Ultimately, though, Elliott saw the opportunity to grow the Tiny Hearts’ business and upgrade the brand by opening a shop.
“We were seeing steady growth in the weddings and events business, and it was obvious that the flower shop could only help that business,” said Elliott. “Just having a brick-and-mortar place that people could see, could come into — it’s beautiful in there. It lends us some legitimacy. Even though we’re doing the same work with the same flowers, if a bride comes into our mucky, dark barn, or comes to visit us in this beautiful shop with lofty ceilings and chandeliers, she gets a really different experience and a really different view of what we do here.”
In addition to boosting established business, Elliott sees the flower shop as a vehicle for expanding into new revenue streams.
“The flower shop can bring in so many different types of revenues,” said Elliott. “We have a beautiful workshop in the back, so we’ve done a couple floral design classes there, and we’re going to do more … We’re also thinking about renting out the studio. Florists come up from NYC to do weddings in the Hudson Valley and need a space to work in. So I think there’s a potential for renting it out.”
Threading the needle
Narendra Varma, co-owner of Our Table Cooperative in Sherwood, Oregon, knows about the trials and tribulations of diversification all too well.
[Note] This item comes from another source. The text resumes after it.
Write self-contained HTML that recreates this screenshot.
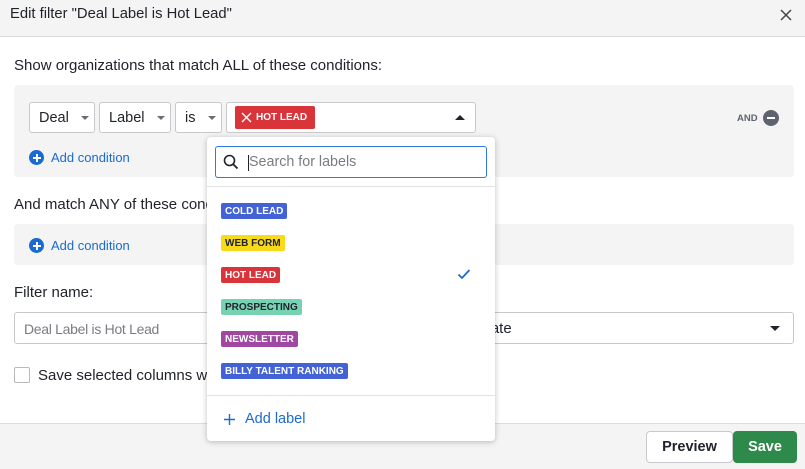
<!DOCTYPE html>
<html><head><style>
*{box-sizing:border-box;margin:0;padding:0}
body{width:805px;height:469px;overflow:hidden;background:#fff;font-family:"Liberation Sans",sans-serif;color:#21232c;position:relative;font-size:14px}
.a{position:absolute}
.hdr{left:0;top:0;width:805px;height:37px;background:#f4f4f4;border-bottom:1px solid #dcdcdc}
.box{background:#f4f4f4;border-radius:4px}
.sel{background:#fff;border:1px solid #c8c9cc;border-radius:3px;height:31px;top:102px;font-size:14.5px;line-height:31px;padding-left:9px}
.car{position:absolute;width:0;height:0;border-left:4px solid transparent;border-right:4px solid transparent;border-top:4px solid #6a6d74;top:13px}
.add{color:#1a6bd0;font-size:13px}
.plus{width:15px;height:15px;border-radius:50%;background:#1a6bd0;color:#fff}
.plus:before{content:"";position:absolute;left:3.5px;top:6.5px;width:8px;height:2px;background:#fff}
.plus:after{content:"";position:absolute;left:6.5px;top:3.5px;width:2px;height:8px;background:#fff}
.tag{left:221px;height:16px;font-size:10px;font-weight:bold;line-height:17px;padding:0 4px;border-radius:2px;color:#fff}
.btn{top:431px;height:32px;border-radius:4px;font-weight:bold;font-size:14.5px;line-height:31px;text-align:center}
.t{font-size:15px}
</style></head><body>
<div class="a hdr"></div>
<div class="a" style="left:10px;top:6px;font-size:14.8px">Edit filter "Deal Label is Hot Lead"</div>
<svg class="a" style="left:779px;top:8px" width="14" height="14"><path d="M2 2L12 12M12 2L2 12" stroke="#444" stroke-width="1.5"/></svg>

<div class="a t" style="left:14px;top:57px">Show organizations that match ALL of these conditions:</div>
<div class="a box" style="left:14px;top:85px;width:780px;height:92px"></div>
<div class="a sel" style="left:29px;width:66px">Deal<span class="car" style="left:51px"></span></div>
<div class="a sel" style="left:99px;width:72px">Label<span class="car" style="left:57px"></span></div>
<div class="a sel" style="left:175px;width:47px">is<span class="car" style="left:32px"></span></div>
<div class="a sel" style="left:226px;width:250px"><span class="car" style="left:228px;border-top:none;border-bottom:5px solid #21232c;top:12px;border-left-width:5px;border-right-width:5px"></span></div>
<div class="a" style="left:235px;top:106px;width:80px;height:23px;background:#d8343a;border-radius:2px;color:#fff;font-size:10px;font-weight:bold;line-height:24px;padding-left:21px">HOT LEAD</div>
<svg class="a" style="left:241px;top:112px" width="11" height="11"><path d="M1 1L10 10M10 1L1 10" stroke="#fff" stroke-width="1.4"/></svg>
<div class="a" style="left:737px;top:113px;font-size:9.5px;font-weight:bold;color:#5f6370">AND</div>
<div class="a" style="left:763px;top:110px;width:16px;height:16px;border-radius:50%;background:#5f6370"><div class="a" style="left:4px;top:7px;width:8px;height:2px;background:#fff"></div></div>
<div class="a plus" style="left:29px;top:150px"></div>
<div class="a add" style="left:51px;top:150px">Add condition</div>

<div class="a t" style="left:14px;top:196px">And match ANY of these conditions:</div>
<div class="a box" style="left:14px;top:224px;width:780px;height:41px"></div>
<div class="a plus" style="left:29px;top:238px"></div>
<div class="a add" style="left:51px;top:238px">Add condition</div>

<div class="a t" style="left:14px;top:284px">Filter name:</div>
<div class="a" style="left:14px;top:312px;width:390px;height:32px;border:1px solid #c8c9cc;border-radius:3px;color:#7a7c82;padding-left:9px;line-height:32px;font-size:14px;letter-spacing:-0.3px">Deal Label is Hot Lead</div>
<div class="a" style="left:412px;top:312px;width:382px;height:32px;border:1px solid #c8c9cc;border-radius:3px;padding-left:52px;line-height:31px;font-size:15px">Private<span class="car" style="left:357px;border-top-width:5px;border-left-width:5px;border-right-width:5px;border-top-color:#21232c"></span></div>
<div class="a" style="left:14px;top:367px;width:16px;height:16px;border:1px solid #b8b9bc;border-radius:2px;background:#fff"></div>
<div class="a t" style="left:38px;top:367px">Save selected columns with filter</div>

<div class="a" style="left:0;top:423px;width:805px;height:46px;background:#f4f4f4;border-top:1px solid #dcdcdc"></div>
<div class="a btn" style="left:646px;width:87px;background:#fff;border:1px solid #c8c9cc">Preview</div>
<div class="a btn" style="left:733px;width:64px;background:#2d8a4a;color:#fff;line-height:33px">Save</div>

<div class="a" style="left:207px;top:137px;width:288px;height:304px;background:#fff;border-radius:4px;box-shadow:0 1px 6px rgba(0,0,0,.25)">
 <div class="a" style="left:8px;top:9px;width:272px;height:32px;border:1px solid #3179e0;border-radius:3px"></div>
 <svg class="a" style="left:16px;top:17px" width="16" height="16"><circle cx="6.5" cy="6.5" r="5" fill="none" stroke="#21232c" stroke-width="1.6"/><path d="M10.2 10.2L14.5 14.5" stroke="#21232c" stroke-width="1.8"/></svg>
 <div class="a" style="left:41px;top:18px;width:1px;height:16px;background:#21232c"></div>
 <div class="a" style="left:42px;top:17px;color:#7a7c82;font-size:14.3px">Search for labels</div>
 <div class="a" style="left:0;top:49px;width:288px;height:1px;background:#e2e2e2"></div>
 <div class="a" style="left:0;top:258px;width:288px;height:1px;background:#e2e2e2"></div>
 <svg class="a" style="left:17px;top:277px" width="11" height="11"><path d="M5.5 0V11M0 5.5H11" stroke="#1a6bd0" stroke-width="1.4"/></svg>
 <div class="a" style="left:38px;top:274px;color:#1a6bd0;font-size:14.5px">Add label</div>
 <svg class="a" style="left:250px;top:131px" width="14" height="12"><path d="M1.5 6.5L5 10L12.5 2" fill="none" stroke="#1a6bd0" stroke-width="1.8"/></svg>
</div>
<div class="a tag" style="top:203px;background:#4262d6">COLD LEAD</div>
<div class="a tag" style="top:235px;background:#f8da1b;color:#21232c">WEB FORM</div>
<div class="a tag" style="top:267px;background:#d8343a">HOT LEAD</div>
<div class="a tag" style="top:299px;background:#76d3b2;color:#21232c">PROSPECTING</div>
<div class="a tag" style="top:331px;background:#a047a3">NEWSLETTER</div>
<div class="a tag" style="top:363px;background:#4262d6">BILLY TALENT RANKING</div>
</body></html>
His farm and cooperative market have been through the ringer — expanding into new revenue streams, cutting losses when they don’t pay off, constantly tinkering with the business model to stay viable while still focusing on his core mission of providing local, healthful, sustainable food.
“In theory, diversification should stabilize revenue over the year, but I’m not sure it does in practice,” said Varma. “All of these pieces add cost and add distraction as well; so it’s never as simple as that. There’s a reason why they teach you in business schools to focus on the one thing you do well and to only do that.
“In the farm world, it’s become very popular to talk about value-added products,” Varma continued. “Even something as simple as a frozen berry: when I sell a fresh berry, I sell it. It’s done, even if I’m not happy about the price. Whereas if I store it as a frozen product, every single day that I store it, it’s adding cost. So value-added production often just becomes cost-added production.”
Elling at Hosta Hill took a similar view. “Why stress out about that thing that’s not working? Let it go if it’s not profitable,” she said.
But even when a new venture is not hemorrhaging money, farmers and business owners must consider whether it’s worth the time, or even the hassle and stress. That’s ultimately what led Elling to pause farm production.
“If it’s profitable or not, if it’s stressing you out and you hate it, why are you doing it?” she said. “It’s a balance, how you want to run your life and your business.”
Good diversification strategies capitalize on existing strengths, like using land, crops or infrastructure a farmer already has. Additional revenue streams are best when they build off the business’ knowledge and customer base. They make sense on paper and also fit into the lifestyle the farmer wants. It’s a difficult needle to thread, but the payoff can be enormous.